Co-conspiratorial hearsay statements, of course, still present risks. Here, however, the Government represented at the pretrial conference that it can structure its presentation of evidence such that independent evidence of the underlying conspiracy will be offered prior to any co-conspiratorial hearsay statements. (Doc. 113.) Therefore, considering the comparative leniency of the Bourjaily standard, and in light of the Government's representation and the Court's own judicial experience, the Court finds that the risk in this case that the Government will be unable to link co-conspiratorial hearsay statements to the underlying conspiracy does not justify expending the time and resources required to hold a James hearing.
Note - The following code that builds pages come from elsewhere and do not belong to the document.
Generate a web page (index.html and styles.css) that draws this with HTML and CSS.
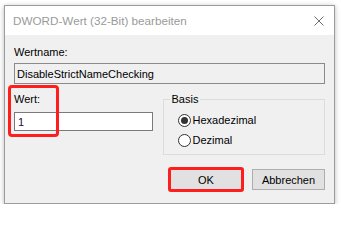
FILE: index.html
```html
<!DOCTYPE html>
<html lang="de">
<head>
<meta charset="utf-8">
<title>DWORD-Wert (32-Bit) bearbeiten</title>
<link rel="stylesheet" href="styles.css">
</head>
<body>
<div class="window">
  <div class="titlebar">
    <span class="title">DWORD-Wert (32-Bit) bearbeiten</span>
    <svg class="close" width="10" height="10" viewBox="0 0 10 10"><path d="M0.5 0.5 L9.5 9.5 M9.5 0.5 L0.5 9.5" stroke="#6e6e6e" stroke-width="1" fill="none"/></svg>
  </div>
  <div class="content">
    <div class="label">Wertname:</div>
    <div class="textbox readonly">DisableStrictNameChecking</div>
    <div class="row">
      <div class="left">
        <div class="label">Wert:</div>
        <div class="textbox value">1</div>
        <span class="mark mark-wert"></span>
      </div>
      <fieldset class="group">
        <legend>Basis</legend>
        <div class="radio"><span class="dot checked"></span><span>Hexadezimal</span></div>
        <div class="radio"><span class="dot"></span><span>Dezimal</span></div>
      </fieldset>
    </div>
    <div class="buttons">
      <div class="btn ok">OK<span class="mark mark-ok"></span></div>
      <div class="btn">Abbrechen</div>
    </div>
  </div>
</div>
</body>
</html>
```
FILE: styles.css
```css
html, body {
  margin: 0;
  padding: 0;
  background: #ffffff;
}
body {
  font-family: "Liberation Sans", Arial, sans-serif;
  font-size: 11px;
  color: #000;
}
.window {
  margin: 5px 0 0 4px;
  width: 329px;
  border: 1px solid #9c9c9c;
  background: #f0f0f0;
  box-shadow: 0 1px 5px rgba(0,0,0,0.28);
}
.titlebar {
  height: 29px;
  background: #fff;
  display: flex;
  align-items: center;
  justify-content: space-between;
  padding: 0 10px 0 8px;
}
.title {
  font-size: 11.7px;
  color: #9a9a9a;
  line-height: 14px;
  padding-top: 1px;
}
.close {
  display: block;
}
.content {
  padding: 11px 9px 13px 9px;
}
.label {
  line-height: 13px;
  height: 13px;
}
.textbox {
  box-sizing: border-box;
  border: 1px solid #7a7a7a;
  padding: 0 2px;
  display: flex;
  align-items: center;
}
.readonly {
  margin-top: 4px;
  height: 21px;
  background: #f0f0f0;
  border-color: #8a8a8a;
}
.row {
  display: flex;
  gap: 10px;
  margin-top: 9px;
  align-items: flex-start;
}
.left {
  width: 139px;
  position: relative;
}
.value {
  margin-top: 6px;
  height: 19px;
  background: #fff;
  padding-left: 3px;
  color: #2a0a3a;
}
.mark {
  position: absolute;
  border: 3px solid #ff1e1e;
  border-radius: 4px;
  box-sizing: border-box;
  pointer-events: none;
}
.mark-wert {
  left: -6px;
  top: -8px;
  width: 51px;
  height: 52px;
}
.group {
  margin: 0;
  width: 163px;
  box-sizing: border-box;
  border: 1px solid #dcdcdc;
  padding: 4px 0 4px 0;
  height: 62px;
}
.group legend {
  margin-left: 6px;
  padding: 0 2px;
  line-height: 13px;
}
.radio {
  display: flex;
  align-items: center;
  gap: 2px;
  height: 20px;
  padding-left: 14px;
}
.dot {
  flex: none;
  width: 13px;
  height: 13px;
  box-sizing: border-box;
  border: 1px solid #333;
  border-radius: 50%;
  background: #fff;
  display: flex;
  align-items: center;
  justify-content: center;
}
.dot.checked::after {
  content: "";
  width: 7px;
  height: 7px;
  border-radius: 50%;
  background: #333;
}
.buttons {
  display: flex;
  justify-content: flex-end;
  gap: 10px;
  margin-top: 14px;
}
.btn {
  position: relative;
  box-sizing: border-box;
  width: 73px;
  height: 21px;
  border: 1px solid #adadad;
  background: #e1e1e1;
  display: flex;
  align-items: center;
  justify-content: center;
}
.btn.ok {
  width: 72px;
}
.mark-ok {
  left: -3px;
  top: -3px;
  right: -3px;
  bottom: -3px;
  border-radius: 3px;
}
```
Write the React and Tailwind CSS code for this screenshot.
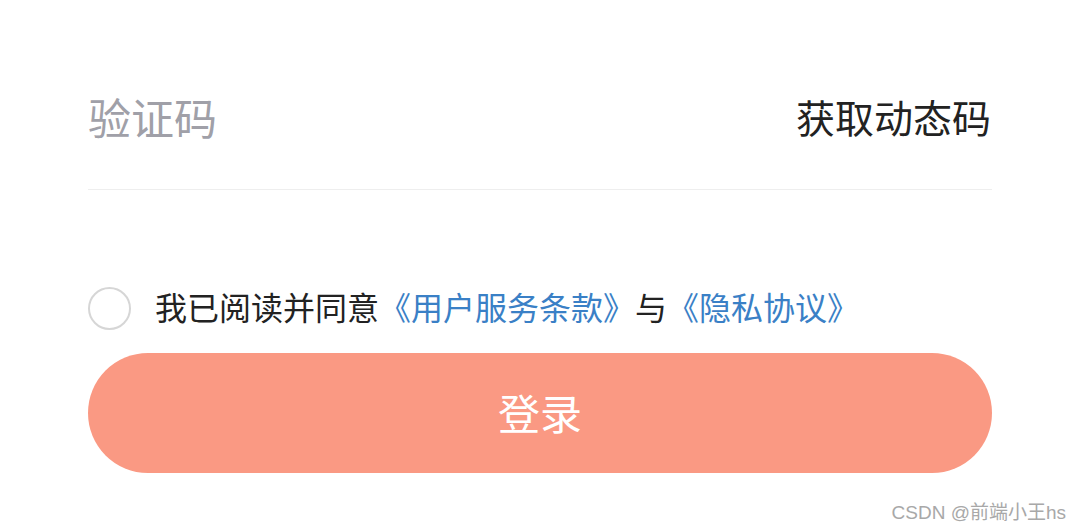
import React from 'react';

export default function App() {
  return (
    <div
      className="relative w-[1080px] h-[531px] bg-white overflow-hidden"
      style={{ fontFamily: '"Noto Sans CJK SC", "Noto Sans", sans-serif' }}
    >
      <div className="px-[88px] pt-[88px]">
        {/* verification code input */}
        <div className="flex items-center justify-between h-[56px]">
          <span className="text-[43px] leading-none text-[#a0a0a8]">验证码</span>
          <button className="text-[39px] leading-none text-[#222] pr-[1px]">获取动态码</button>
        </div>
        <div className="h-[46px] border-b border-[#eeeeee]" />

        {/* agreement */}
        <div className="flex items-center mt-[97px]">
          <div className="w-[43px] h-[43px] rounded-full border-2 border-[#d6d6d6] shrink-0" />
          <p className="ml-[24px] pb-[5px] text-[32px] leading-none text-[#222] whitespace-nowrap">
            我已阅读并同意<span className="text-[#3a80c6]">《用户服务条款》</span>与<span className="text-[#3a80c6]">《隐私协议》</span>
          </p>
        </div>

        {/* login */}
        <button className="mt-[23px] w-full h-[120px] rounded-full bg-[#fa9983] text-white text-[42px] leading-none pb-[3px]">
          登录
        </button>
      </div>

      <div
        className="absolute right-[14px] bottom-[9px] text-[19px] leading-none text-[#a8a8a8]"
        style={{ fontFamily: '"Liberation Sans", "Noto Sans CJK SC", sans-serif' }}
      >
        CSDN @前端小王hs
      </div>
    </div>
  );
}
Accordingly, it is hereby ORDERED AND ADJUDGED that:

1. Defendant Ramara Garrett's Motion for a James Hearing to Determine the Admissibility of Extrajudicial Statements of Alleged Co-Conspirators (Doc. 82) is DENIED. 2. Defendant Stephanie Musselwhite's Motion for James Hearing (Doc. 93) is DENIED.

DONE AND ORDERED.

FootNotes


1. Notably, pretrial James hearings themselves require substantial time and resources. See United States v. Pepe, 747 F.2d 632, 647 (11th Cir. 1984) (observing that the district court conducted a thirteen-day James hearing).